Yapılacak iş; mahkemece temyiz başvurusu sırasında ibraz edilen ziraat odası kaydının ve prim kesinitisine ilişkin belgelerin doğruluğunu araştırmak ve çıkacak sonuca göre davacının 23.06.1998 tarihinden beri devam eden ziraat oda kaydı var ise davacının 2001 yılından sonrada tarımsal faaliyetinin devam ettiğinin kabulüyle 01.07.1995 - 23.01.2006 (dava tarihi) tarihleri arasında tarım Bağ-Kur sigortalısı olduğunun tesbitine karar vermek, ziraat odası kaydı bulunmayıp 2005 ve 2006 yıllarında prim kesintisi var ise 1.7.1995-31.12.2001 ve 1.3.2005-23.1.2006 tarihleri arasındaki dönem yönünden tesbit kararı vermektir.

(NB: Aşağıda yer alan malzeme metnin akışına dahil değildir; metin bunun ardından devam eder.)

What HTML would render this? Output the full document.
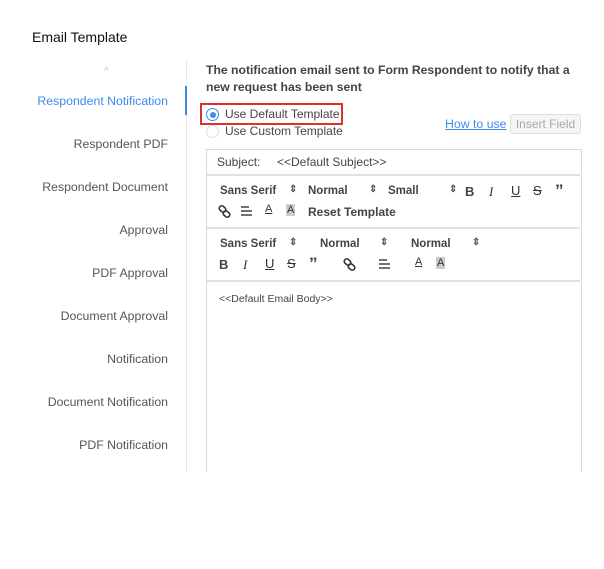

Mahkemece bu maddi ve hukuki olgular gözetilmeksizin eksik araştırma ve inceleme sonucu yazılı şekilde karar verilmesi usul ve yasaya aykırı olup bozma nedenidir..
O halde, tarafların bu yönleri amaçlayan temyiz itirazları kabul edilmeli ve hüküm bozulmalıdır.
SONUÇ: Hükmün yukarıda açıklanan nedenlerle BOZULMASINA, temyiz harcının istek halinde ilgiliye iadesine, 15.12.2008 gününde oybirliğiyle karar verildi.